The big thing that's weighing on me though, back to our horrible half-disassembled kitchen, is our fridge. I scrubbed the outside down two weeks ago during my ADHD-Style Clean Sprint which is where I just wander around the house and tackle whatever cleaning stuff I notice. If it gets boring I quit. If it gets too involved I quit. If something else distracts me I quit. I got a lot done including scrubbing the toilet bowl, washing all the dishes (in stages), scrubbing down the front of the fridge as mentioned, and cleaning handprints off woodwork and doors. I organized some stuff too. So the outside of the fridge looks... fine, I guess. It's 14 years old and was brand new when the previous tenants moved in, like actually from a store brand new and not refurbished, and when we moved in I assumed it was at least five years old. No, it was one year old and part of how they trashed the placed. So the front of the fridge looks like someone took a sander to it in spots. It's weird! They stole doorknobs and one of those sink strainer baskets! Why!! But even though it's kind of unsightly we can cover that in cool magnets and take out menus and it's not grimy.

It's the inside that's been bugging me.

I've been picking away at cleaning it, tossing stuff here and there as I see it. I went in today and tossed everything that was expired or spoiled or "what the fuck where did this come from." Everything that's left is food we use regularly. Milk, eggs, butter, cheese, a few cans of soda, salted caramel coffee creamer that's lactose free, a jug of high quality maple syrup, english muffins, etc. There's not much else I can toss, although we can eat up the stuff that's in there and... I don't know. Forgo english muffins for a while? The thing is, the fridge is only like 1/3 empty.
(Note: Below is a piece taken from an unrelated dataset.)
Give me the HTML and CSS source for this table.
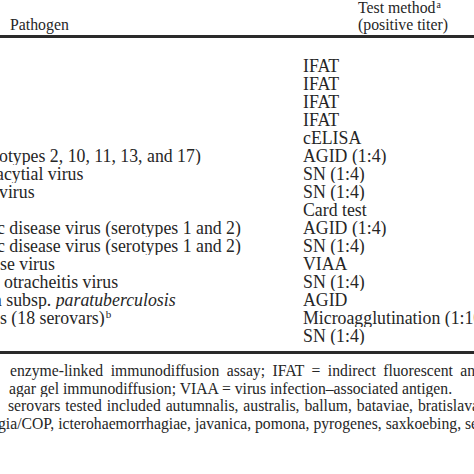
FILE: index.html
```html
<!DOCTYPE html>
<html>
<head>
<meta charset="utf-8">
<link rel="stylesheet" href="styles.css">
</head>
<body>
<div class="page">
  <div class="head">
    <div class="h-path">Pathogen</div>
    <div class="h-test">
      <div>Test method<sup>a</sup></div>
      <div>(positive titer)</div>
    </div>
  </div>
  <div class="rule"></div>
  <div class="rows">
    <div class="row"><div class="path"></div><div class="test">IFAT</div></div>
    <div class="row"><div class="path"></div><div class="test">IFAT</div></div>
    <div class="row"><div class="path"></div><div class="test">IFAT</div></div>
    <div class="row"><div class="path"></div><div class="test">IFAT</div></div>
    <div class="row"><div class="path"></div><div class="test">cELISA</div></div>
    <div class="row"><div class="path"><span class="c1">otypes 2, 10, 11, 13, and 17)</span></div><div class="test">AGID (1:4)</div></div>
    <div class="row"><div class="path"><span class="c4">acytial virus</span></div><div class="test">SN (1:4)</div></div>
    <div class="row"><div class="path"><span class="c1">virus</span></div><div class="test">SN (1:4)</div></div>
    <div class="row"><div class="path"></div><div class="test">Card test</div></div>
    <div class="row"><div class="path"><span class="c3">c disease virus (serotypes 1 and 2)</span></div><div class="test">AGID (1:4)</div></div>
    <div class="row"><div class="path"><span class="c3">c disease virus (serotypes 1 and 2)</span></div><div class="test">SN (1:4)</div></div>
    <div class="row"><div class="path"><span class="c0">se virus</span></div><div class="test">VIAA</div></div>
    <div class="row"><div class="path"><span class="p4">otracheitis virus</span></div><div class="test">SN (1:4)</div></div>
    <div class="row"><div class="path"><span class="cm">m subsp. <i>paratuberculosis</i></span></div><div class="test">AGID</div></div>
    <div class="row"><div class="path"><span class="c0">s (18 serovars)<sup>b</sup></span></div><div class="test">Microagglutination (1:100)</div></div>
    <div class="row"><div class="path"></div><div class="test">SN (1:4)</div></div>
  </div>
  <div class="rule"></div>
  <div class="notes">
    <div class="note n1">enzyme-linked immunodiffusion assay; IFAT = indirect fluorescent antibody</div>
    <div class="note n2">agar gel immunodiffusion; VIAA = virus infection–associated antigen.</div>
    <div class="note n3">serovars tested included autumnalis, australis, ballum, bataviae, bratislava,</div>
    <div class="note n4">gia/COP, icterohaemorrhagiae, javanica, pomona, pyrogenes, saxkoebing, sejroe</div>
  </div>
</div>
</body>
</html>
```

FILE: styles.css
```css
html, body {
  margin: 0;
  padding: 0;
  background: #ffffff;
}
body {
  width: 474px;
  height: 474px;
  overflow: hidden;
  font-family: "Liberation Serif", "Times New Roman", serif;
  color: #262626;
}
.page {
  width: 474px;
  overflow: hidden;
}
.head {
  display: grid;
  grid-template-columns: 303px 1fr;
  height: 35px;
  font-size: 15.8px;
  line-height: 17px;
  white-space: nowrap;
}
.h-path {
  padding-left: 10px;
  padding-top: 16px;
}
.h-test {
  padding-left: 55px;
  margin-top: -1px;
}
sup {
  font-size: 0.62em;
  line-height: 0;
  vertical-align: 0.55em;
  margin-left: 1px;
}
.rule {
  height: 3px;
  background: #2a2a2a;
}
.rows {
  padding-top: 19px;
  padding-bottom: 6px;
}
.row {
  display: grid;
  grid-template-columns: 303px 1fr;
  height: 18px;
  line-height: 18px;
  font-size: 17.8px;
  white-space: nowrap;
}
.path, .test {
  overflow: hidden;
}
.path span {
  display: inline-block;
}
.c0 { margin-left: 0; }
.c1 { margin-left: -1px; }
.c3 { margin-left: -3px; }
.c4 { margin-left: -4px; }
.p4 { margin-left: 4px; }
.cm { margin-left: -12px; }
.notes {
  padding-top: 8px;
  font-size: 15.7px;
  line-height: 17.7px;
}
.note {
  white-space: nowrap;
  overflow: hidden;
}
.n1 { padding-left: 10px; word-spacing: 3.5px; }
.n2 { padding-left: 9px; }
.n3 { padding-left: 8px; word-spacing: 1px; }
.n4 { margin-left: -2px; word-spacing: 0; }
```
"How can you have THAT MUCH food????? That is SO American." Well yes first of all it is but second of all this fridge is small. It's not a mini fridge but it's a small fridge. If you've rented a cheap apartment you've probably had a fridge like this. It's only about five feet tall. I'm 5'3" and I can see the top of it while standing flat footed, bare footed, on the floor. So we have a very small amount of food, considering, and yet. AND YET. And yet our fridge is still almost full. Not packed, but almost full.

I do not know how much Thanksgiving stuff I can pack in there!

Well, it's only going to be 5 people so I guess I can juggle things and maybe I'll get a cooler to fill with ice to hold drinks so they're not in the fridge. It'll be an adventure.